Thankfully, flashing the BIOS (using nvflash318 in DOS) did not brick the card... it still worked fine. So, I would say that if there are any driver related quirks with ELSA cards, they can pretty easily be flashed to a reference BIOS.

Anyway, this seems like a weird problem, but I guess it's just how these ELSA cards are. They seem to be quite picky about what they are connected to via DVI.

EDIT: Interestingly, one of the alternate BIOS files I found (there are four variations) actually behaves differently with DVI connected. The system boots normally, but the display is never initialized. With all of the others the system will actually hard lock when the DVI cable is connected. So, there does seem to be SOME difference between the various BIOS files and versions. It may be worth trying different ones then...

I am using the files from the TNT Ultra 3.05.00.10 zip from this page:
https://web.archive.org/web/20050211101639/ht … whitebunny.net/
The one that basically ignored the DVI connection was the 3.05.00.10.0 "SM" version.

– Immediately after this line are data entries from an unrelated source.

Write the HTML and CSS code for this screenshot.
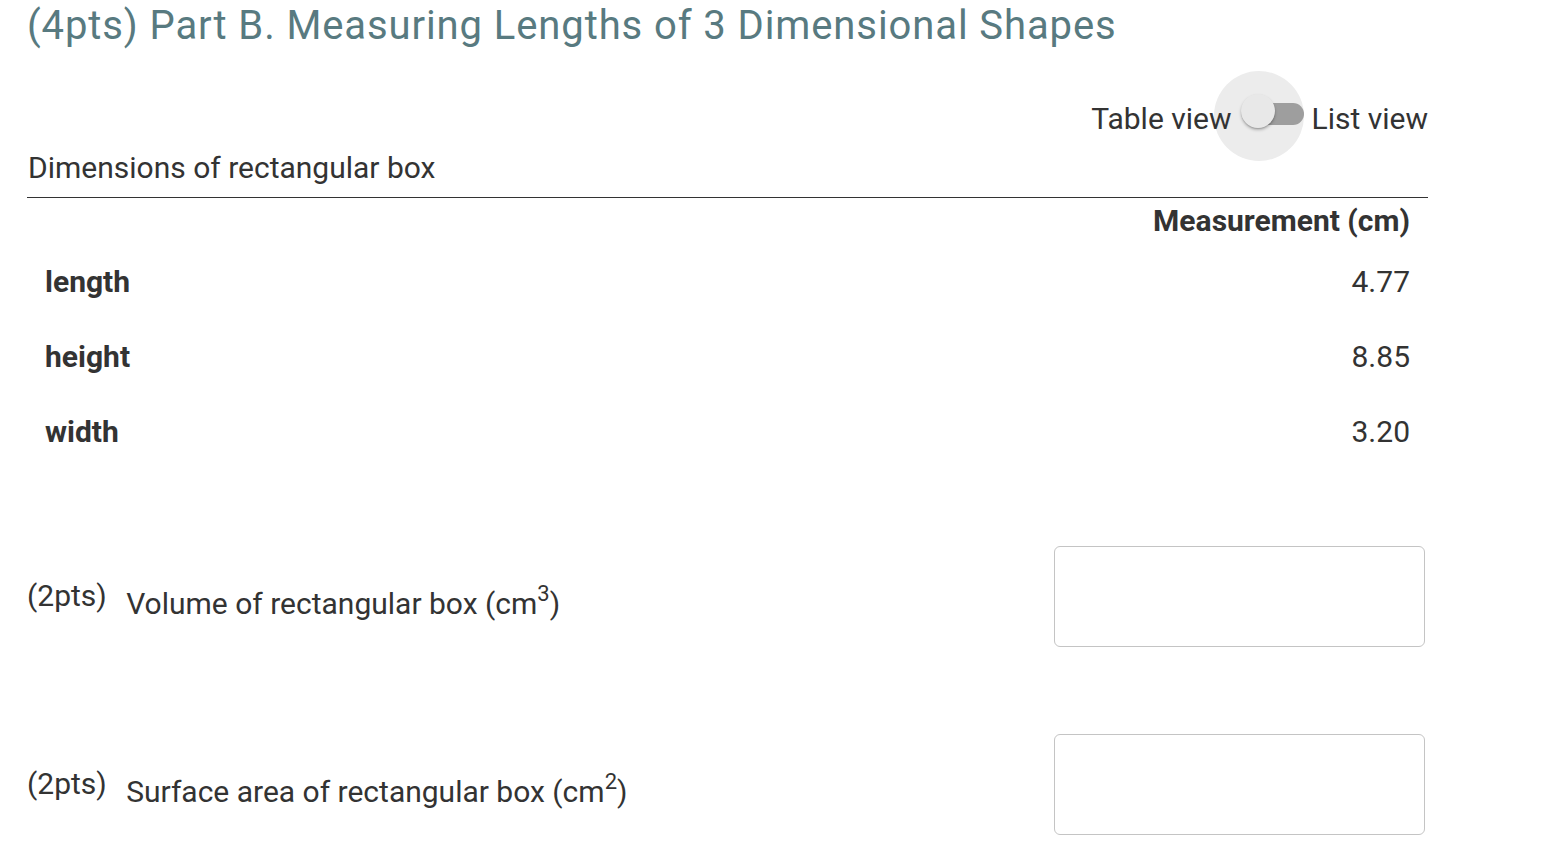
FILE: index.html
```html
<!DOCTYPE html>
<html lang="en">
<head>
<meta charset="utf-8">
<title>Part B</title>
<link rel="stylesheet" href="styles.css">
</head>
<body>
<main class="page">
  <h1 class="title">(4pts) Part B. Measuring Lengths of 3 Dimensional Shapes</h1>

  <div class="view-toggle">
    <span class="toggle-label">Table view</span>
    <span class="switch" role="switch" aria-checked="false">
      <span class="switch-halo"></span>
      <span class="switch-track"></span>
      <span class="switch-thumb"></span>
    </span>
    <span class="toggle-label">List view</span>
  </div>

  <div class="caption">Dimensions of rectangular box</div>

  <div class="data-table">
    <div class="row head">
      <div class="cell label"></div>
      <div class="cell value">Measurement (cm)</div>
    </div>
    <div class="row">
      <div class="cell label">length</div>
      <div class="cell value num">4.77</div>
    </div>
    <div class="row">
      <div class="cell label">height</div>
      <div class="cell value num">8.85</div>
    </div>
    <div class="row">
      <div class="cell label">width</div>
      <div class="cell value num">3.20</div>
    </div>
  </div>

  <div class="question q1">
    <div class="q-text">
      <span class="pts">(2pts)</span>
      <span class="q-label">Volume of rectangular box (cm<sup>3</sup>)</span>
    </div>
    <div class="answer-box"></div>
  </div>

  <div class="question q2">
    <div class="q-text">
      <span class="pts">(2pts)</span>
      <span class="q-label">Surface area of rectangular box (cm<sup>2</sup>)</span>
    </div>
    <div class="answer-box"></div>
  </div>
</main>
</body>
</html>
```

FILE: styles.css
```css
* { box-sizing: border-box; }

body {
  margin: 0;
  background: #ffffff;
  font-family: Roboto, "Liberation Sans", Arial, sans-serif;
  color: #333333;
}

.page {
  width: 1401px;
  margin-left: 27px;
}

.title {
  margin: 0;
  padding-top: 4px;
  font-size: 40px;
  line-height: 44px;
  letter-spacing: 0.9px;
  font-weight: 400;
  color: #587a80;
  white-space: nowrap;
}

.view-toggle {
  margin-top: 53px;
  display: flex;
  justify-content: flex-end;
  align-items: center;
  height: 36px;
  font-size: 30px;
  line-height: 36px;
}

.toggle-label {
  position: relative;
  z-index: 1;
  color: #333333;
}

.switch {
  position: relative;
  width: 80px;
  height: 36px;
  flex: none;
}

.switch-halo {
  position: absolute;
  left: -18px;
  top: -30px;
  width: 90px;
  height: 90px;
  border-radius: 50%;
  background: #ececec;
}

.switch-track {
  position: absolute;
  left: 14px;
  top: 2px;
  width: 58px;
  height: 22px;
  border-radius: 11px;
  background: #9e9e9e;
}

.switch-thumb {
  position: absolute;
  left: 9px;
  top: -7px;
  width: 34px;
  height: 34px;
  border-radius: 50%;
  background: #e8e8e8;
  box-shadow: 0 2px 3px rgba(0,0,0,0.25), 0 1px 1px rgba(0,0,0,0.12);
}

.caption {
  margin-top: 13px;
  padding-left: 1px;
  height: 48px;
  font-size: 30px;
  line-height: 36px;
  border-bottom: 1px solid #333333;
}

.data-table {
  font-size: 30px;
}

.row {
  display: flex;
  justify-content: space-between;
  align-items: center;
  height: 75px;
  line-height: 36px;
}

.row.head {
  height: 46px;
}

.cell.label {
  padding-left: 18px;
  font-weight: 700;
  color: #333333;
}

.cell.value {
  padding-right: 18px;
  text-align: right;
}

.row.head .cell.value {
  font-weight: 700;
}

.cell.num {
  font-weight: 400;
}

.question {
  display: flex;
  justify-content: space-between;
  align-items: center;
  padding-right: 3px;
}

.q1 { margin-top: 77px; }
.q2 { margin-top: 87px; }

.q-text {
  padding-top: 6px;
  font-size: 30px;
  line-height: 36px;
  white-space: nowrap;
}

.pts {
  display: inline-block;
  vertical-align: 8px;
  margin-right: 12px;
}

.q-label sup {
  font-size: 22px;
  line-height: 0;
  vertical-align: 13px;
}

.answer-box {
  width: 371px;
  height: 101px;
  border: 1px solid #c4c4c4;
  border-radius: 6px;
  background: #ffffff;
}
```
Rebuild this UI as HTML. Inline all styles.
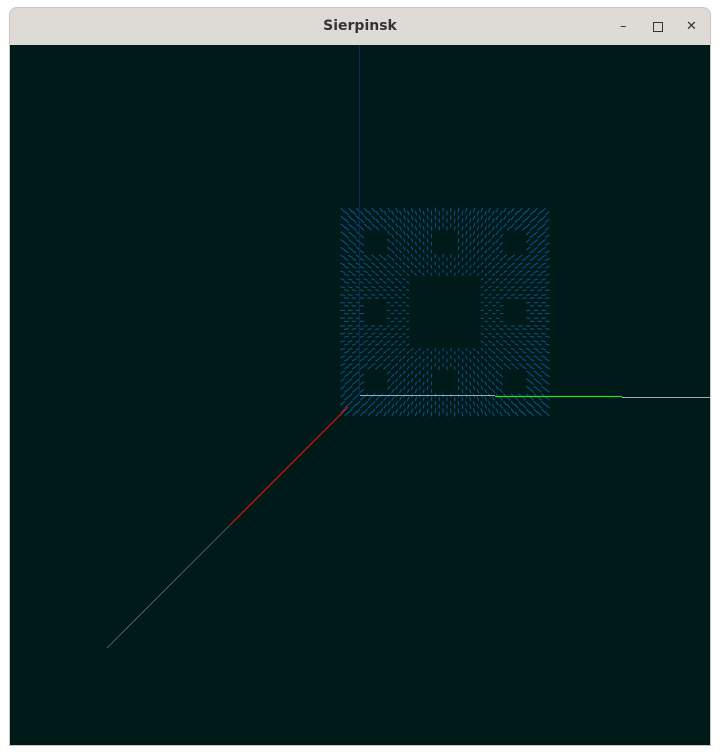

There are also some older versions here I will be trying next:
http://www.x86-secret.com/articles/nvbios.htm
It looks like the variations have something to do with what other outputs the card has. So in the link from "whitebunny.net" the file ending in CH is probably Chrontel, BT is probably Brooktree. I'm not sure but PH and SM may be Philips and Silicon Motion.

Now for some blitting from the back buffer.